___ DATA EXTRACT ___

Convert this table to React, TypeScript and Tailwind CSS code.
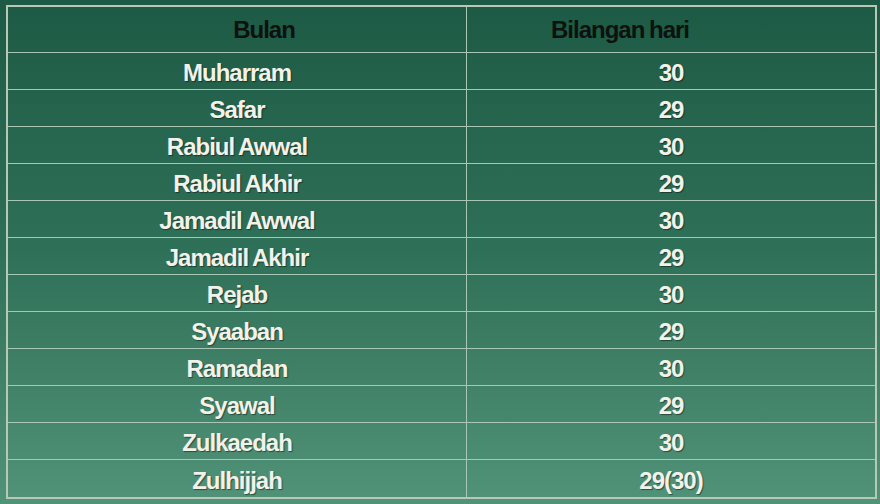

___
___ DATA EXTRACT ___

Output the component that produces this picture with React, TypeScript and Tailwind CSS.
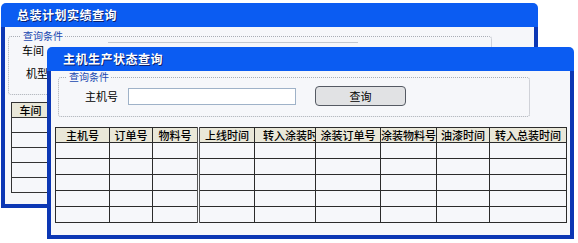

___
___ DATA EXTRACT ___

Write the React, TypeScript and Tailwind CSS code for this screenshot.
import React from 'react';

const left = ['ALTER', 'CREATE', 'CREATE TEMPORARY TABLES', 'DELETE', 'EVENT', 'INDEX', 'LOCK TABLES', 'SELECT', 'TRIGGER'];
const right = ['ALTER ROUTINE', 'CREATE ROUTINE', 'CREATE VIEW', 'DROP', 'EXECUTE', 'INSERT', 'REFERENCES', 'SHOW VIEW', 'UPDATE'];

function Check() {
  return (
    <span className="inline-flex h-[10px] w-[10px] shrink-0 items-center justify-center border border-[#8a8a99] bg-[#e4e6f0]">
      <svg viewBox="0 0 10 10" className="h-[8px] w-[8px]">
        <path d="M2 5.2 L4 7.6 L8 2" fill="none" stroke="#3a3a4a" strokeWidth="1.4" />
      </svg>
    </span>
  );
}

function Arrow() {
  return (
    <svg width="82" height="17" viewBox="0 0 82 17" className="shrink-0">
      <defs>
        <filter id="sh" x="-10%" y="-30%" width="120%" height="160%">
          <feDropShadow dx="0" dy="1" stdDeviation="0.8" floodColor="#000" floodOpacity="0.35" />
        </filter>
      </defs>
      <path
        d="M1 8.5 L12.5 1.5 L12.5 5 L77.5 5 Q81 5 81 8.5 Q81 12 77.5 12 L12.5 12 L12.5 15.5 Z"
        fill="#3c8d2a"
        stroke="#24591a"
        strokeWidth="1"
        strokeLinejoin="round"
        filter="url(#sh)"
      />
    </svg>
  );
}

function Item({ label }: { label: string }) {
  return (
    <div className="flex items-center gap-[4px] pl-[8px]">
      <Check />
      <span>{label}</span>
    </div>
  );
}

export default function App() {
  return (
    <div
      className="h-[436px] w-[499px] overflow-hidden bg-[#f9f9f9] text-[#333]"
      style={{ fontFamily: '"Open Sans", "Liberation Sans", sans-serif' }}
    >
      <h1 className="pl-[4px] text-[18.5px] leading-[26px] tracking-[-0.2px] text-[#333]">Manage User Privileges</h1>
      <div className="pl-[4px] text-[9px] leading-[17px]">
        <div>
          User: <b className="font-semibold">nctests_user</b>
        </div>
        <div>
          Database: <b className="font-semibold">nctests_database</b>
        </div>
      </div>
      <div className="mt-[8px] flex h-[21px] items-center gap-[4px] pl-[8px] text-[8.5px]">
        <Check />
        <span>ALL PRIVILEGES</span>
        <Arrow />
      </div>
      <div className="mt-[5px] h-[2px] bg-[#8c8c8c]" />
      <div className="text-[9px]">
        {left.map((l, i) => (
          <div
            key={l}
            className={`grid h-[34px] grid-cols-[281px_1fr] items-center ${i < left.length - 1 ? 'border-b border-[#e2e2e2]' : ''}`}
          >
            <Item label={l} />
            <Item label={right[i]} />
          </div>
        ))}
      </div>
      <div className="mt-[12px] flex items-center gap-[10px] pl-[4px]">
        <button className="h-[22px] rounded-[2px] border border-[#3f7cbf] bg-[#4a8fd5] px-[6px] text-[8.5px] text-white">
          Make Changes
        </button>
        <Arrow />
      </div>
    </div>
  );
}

___

*EXERCISE OBJECTIVE*. Repeat, word for word, only the lines from the line holding "Write the React, TypeScript" through the line holding "const right = ['ALTER", with both of those lines included.

*TASK RESPONSE*.
Write the React, TypeScript and Tailwind CSS code for this screenshot.
import React from 'react';

const left = ['ALTER', 'CREATE', 'CREATE TEMPORARY TABLES', 'DELETE', 'EVENT', 'INDEX', 'LOCK TABLES', 'SELECT', 'TRIGGER'];
const right = ['ALTER ROUTINE', 'CREATE ROUTINE', 'CREATE VIEW', 'DROP', 'EXECUTE', 'INSERT', 'REFERENCES', 'SHOW VIEW', 'UPDATE'];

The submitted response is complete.